Adobe After Effects has lots of motion tracking solutions available for you. As you develop your skillset further and further, you will stumble upon the need of accessing these features. You will inevitably want to insert an effect or graphic element into a 2d footage sooner or later. Knowing what is the best motion tracking in After Effects will sure make things easier for you!
To be fair, there is no such thing as the best motion tracking—it all depends on the quality of the footage, the chosen tracking points, and the type of insert you want to make. As you will get more acquainted with the tracking solutions, you will come to the same conclusion as I did. Each type of motion tracking is “the best” when used for what was intended to track.
Before we get started, let’s take a look at what exactly motion tracking is.
What is Motion Tracking?
Motion tracking is the process of following and recording the movement of an object or a part of an object within a piece of footage. Once the data has been collected from the footage, you can then use it to stabilize the footage or add an effect or graphic 2d or 3d element and make it look like it belongs to the footage. For a more detailed description of motion tracking, head over to Adobe Help where they have all the information you need.
When tracking in After Effects, you will also find yourself in need to do chroma keys. Therefore, you should also know how to do basic chroma keying.

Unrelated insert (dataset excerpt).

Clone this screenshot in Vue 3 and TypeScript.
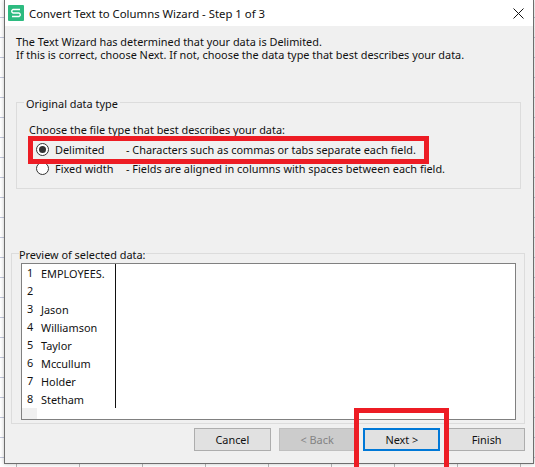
<script setup lang="ts">
const rows: { n: number; text: string }[] = [
  { n: 1, text: 'EMPLOYEES.' },
  { n: 2, text: '' },
  { n: 3, text: 'Jason' },
  { n: 4, text: 'Williamson' },
  { n: 5, text: 'Taylor' },
  { n: 6, text: 'Mccullum' },
  { n: 7, text: 'Holder' },
  { n: 8, text: 'Stetham' },
]
const types = [
  { label: 'Delimited', desc: '- Characters such as commas or tabs separate each field.', on: true },
  { label: 'Fixed width', desc: '- Fields are aligned in columns with spaces between each field.', on: false },
]
</script>

<template>
  <div class="screen">
    <div class="window">
      <header class="titlebar">
        <svg class="logo" width="16" height="16" viewBox="0 0 16 16">
          <rect width="16" height="16" rx="1" fill="#2dbb80" />
          <path d="M12 4.5H5L3.8 5.6V7L5 8H11L12.2 9V10.4L11 11.5H4" fill="none" stroke="#fff" stroke-width="1.3" />
        </svg>
        <span class="title">Convert Text to Columns Wizard - Step 1 of 3</span>
        <svg class="close" width="11" height="11" viewBox="0 0 11 11">
          <path d="M.5.5l10 10M10.5.5l-10 10" stroke="#111" stroke-width="1" fill="none" />
        </svg>
      </header>

      <div class="body">
        <p class="intro">The Text Wizard has determined that your data is Delimited.<br />If this is correct, choose Next. If not, choose the data type that best describes your data.</p>

        <section class="group type-group">
          <span class="legend">Original data type</span>
          <p class="prompt">Choose the file type that best describes your data:</p>
          <div v-for="t in types" :key="t.label" class="radio-row">
            <span class="radio" :class="{ on: t.on }"></span>
            <span class="radio-label">{{ t.label }}</span>
            <span>{{ t.desc }}</span>
          </div>
        </section>

        <section class="group preview-group">
          <span class="legend preview-legend">Preview of selected data:</span>
          <div class="preview">
            <div class="nums">
              <div v-for="r in rows" :key="r.n" class="num">{{ r.n }}</div>
            </div>
            <div class="column">
              <div v-for="r in rows" :key="r.n" class="cell">{{ r.text }}</div>
            </div>
          </div>
        </section>

        <footer class="buttons">
          <button class="btn">Cancel</button>
          <button class="btn disabled">&lt; Back</button>
          <button class="btn primary">Next &gt;</button>
          <button class="btn">Finish</button>
        </footer>
      </div>
    </div>
    <div class="mark mark-radio"></div>
    <div class="mark mark-next"></div>
  </div>
</template>

<style>
html, body { margin: 0; padding: 0; overflow: hidden; }
</style>

<style scoped>
.screen {
  position: relative;
  width: 535px;
  height: 467px;
  overflow: hidden;
  box-sizing: border-box;
  padding-left: 4px;
  background-color: #fff;
  background-image:
    repeating-linear-gradient(to bottom, transparent 0 17px, #c3c8dc 17px 18px, transparent 18px 20px),
    repeating-linear-gradient(to right, transparent 0 16px, #b9b9b9 16px 17px, transparent 17px 63px);
  font-family: "Noto Sans", sans-serif;
  font-size: 10.9px;
  color: #111;
}
.window {
  width: 530px;
  height: 464px;
  box-sizing: border-box;
  border: 1px solid #6e6e6e;
  border-top: 0;
  background: #f0f0f0;
  box-shadow: 0 0 4px rgba(0, 0, 0, .25);
  display: flex;
  flex-direction: column;
}
.titlebar {
  height: 26px;
  flex: none;
  background: #fff;
  display: flex;
  align-items: center;
  padding: 0 9px 0 3px;
}
.logo { flex: none; }
.title { margin-left: 5px; font-size: 11.35px; flex: 1; }
.close { flex: none; }
.body {
  flex: 1;
  position: relative;
  display: flex;
  flex-direction: column;
  padding: 9px 8px 0 6px;
  min-height: 0;
}
p { margin: 0; }
.intro { margin-left: 5px; line-height: 13px; }
.group {
  position: relative;
  border: 1px solid #dcdcdc;
  box-sizing: border-box;
}
.legend {
  position: absolute;
  top: -7px;
  left: 7px;
  padding: 0 2px;
  background: #f0f0f0;
  line-height: 15px;
}
.type-group {
  margin: 41px 4px 0 5px;
  height: 87px;
  padding: 19px 0 0 12px;
}
.prompt { line-height: 15px; }
.radio-row {
  display: flex;
  align-items: center;
  height: 19px;
  margin-left: 7px;
}
.prompt + .radio-row { margin-top: 3px; }
.radio {
  width: 11px;
  height: 11px;
  flex: none;
  border: 1px solid #333;
  border-radius: 50%;
  background: #fff;
  position: relative;
}
.radio.on::after {
  content: "";
  position: absolute;
  inset: 2px;
  border-radius: 50%;
  background: #333;
}
.radio-label { margin-left: 6px; width: 71px; flex: none; }
.preview-group {
  margin: 64px 0 0 0;
  height: 171px;
  padding: 9px 8px 3px 9px;
}
.preview-legend { left: 7px; padding: 0; }
.preview {
  height: 157px;
  box-sizing: border-box;
  border: 1px solid #808080;
  background: #fff;
  display: flex;
  align-items: flex-start;
}
.nums {
  width: 15px;
  height: 100%;
  flex: none;
  background: #f0f0f0;
  margin-right: 1px;
}
.num {
  height: 18px;
  line-height: 18px;
  padding-left: 1px;
  text-align: center;
  background: #fff;
}
.column {
  width: 74px;
  padding-left: 3px;
  border-right: 1px solid #111;
}
.cell { height: 18px; line-height: 19px; white-space: nowrap; }
.buttons {
  display: flex;
  margin-top: 4px;
  margin-left: 183px;
  gap: 8px;
}
.btn {
  width: 78px;
  height: 23px;
  box-sizing: border-box;
  padding: 0;
  border: 1px solid #adadad;
  background: #e1e1e1;
  font: inherit;
  color: #111;
}
.btn.disabled { background: #ccc; border-color: #bfbfbf; color: #838383; }
.btn.primary { border: 2px solid #0078d7; }
.mark {
  position: absolute;
  box-sizing: border-box;
  border: 5px solid #ed1c24;
}
.mark-radio { left: 28px; top: 136px; width: 401px; height: 28px; }
.mark-next { left: 354px; top: 408px; width: 95px; height: 70px; }
</style>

Types of Motion Tracking in After Effects
Depending on what you want to track, After Effects has different tracking solutions. You can either track points, surfaces, or even in 3D space. Let’s cut to the chase and talk about all the different types of tracking.
Pros: Works best with simple tracking operations.
Cons: Needs clear points to be seamless.
Usage: Add simple elements to the composition.
As the name suggests, this type of tracking follows a point inside the footage and captures the needed motion data. Afterward, you can then go ahead and apply that data to a null and ultimately link a graphic element to it. For more clarity, go ahead and watch this next video tutorial made by Michael Tierney. In this video, you will understand exactly how to use the Track Motion option within the Tracker panel. Please understand that this tracking option works best with simple tracking operations. For more advanced tracking, you should check out the next tracking solution.
Pros: Unlike single-point tracking, two-point tracking has scale and rotation properties.
Cons: Needs a clear point and a steady shot to be seamless.
Usage: Add simple elements to the composition.
Just like single-point tracking, this type of tracking follows not one but two points inside the footage and captures the motion data. Just like before, you can apply the data to a null and ultimately link a graphic element to it. The difference is that now you have scale and rotation properties. Watch the following video tutorial made by Kelly E and you will see exactly how to use the Two-Point Tracking technique.
Pros: Works best with faces and other elements that usually require rotoscoping.
Cons: Niche usage.
Usage: Face cosmetics.
This tracking technique does exactly as its name suggests. It enables the mask to follow and auto-adjust its shape to a specific moving element as it suffers changes. You can use this technique to cosmeticize the face of an actor inside any given footage. The mask will follow the outline of the face and after you finish collecting the data, you can go ahead and add smoothing or color effects to the mask. Watch the following video tutorial made by QuickVFX to see exactly how to use this technique.
Corner Pin Tracking
Pros: Uses corner pins for accuracy.
Cons: All points must be on screen at all times.
Usage: Screen replacement.
Corner pin tracking shines whenever you work with rectangular surfaces. Perfect for situations where you want to make a screen replacement inside the footage. Thanks to TipTut, we have this nice video tutorial that explains everything. Go ahead and watch it and learn how to use Corner Pin Tracking.
3D Camera Tracking
Pros: Easy to add objects and 3D elements to 2D footage.
Cons: Can be hard to find good tracking points.
Usage: Adding 3D elements and set extensions to 2D footage.
As one of the most powerful options inside After Effects, 3D Camera Tracking can be combined with cinema 4d and Element 3d to create stunning scenes. It analyses the 3D space inside 2D footage and generates lots of tracking points that can be used to add 3D text and elements inside any scene. Jermaine Grant did just that in the following video tutorial. Go ahead and watch it. You’ll learn how to use Element 3D together with 3D camera tracking inside After Effects.
Planar Tracking With Mocha
Pros: Works like a charm.
Cons: Takes long to master.
Usage: Advanced tracking solution for flat surfaces.
Mocha AE is a completely different animal than the other tracking tools in After Effects. It offers a good solution for motion tracking in After Effects, for shots close to impossible to track. With it, you can make perfect motion tracking, screen replacements even when not all the corners of the screen are inside the footage, and cut out moving subjects from a shot. Next time, when a stranger walks inside your frame, you can simply cut him out!
There you have it! You can use all this newly acquired knowledge to start tracking like a pro! You now have access to all the tracking solutions available for you inside After Effects! You can now see for sure that there is no such thing as the best tracking in After Effects, all of them are good when used accordingly!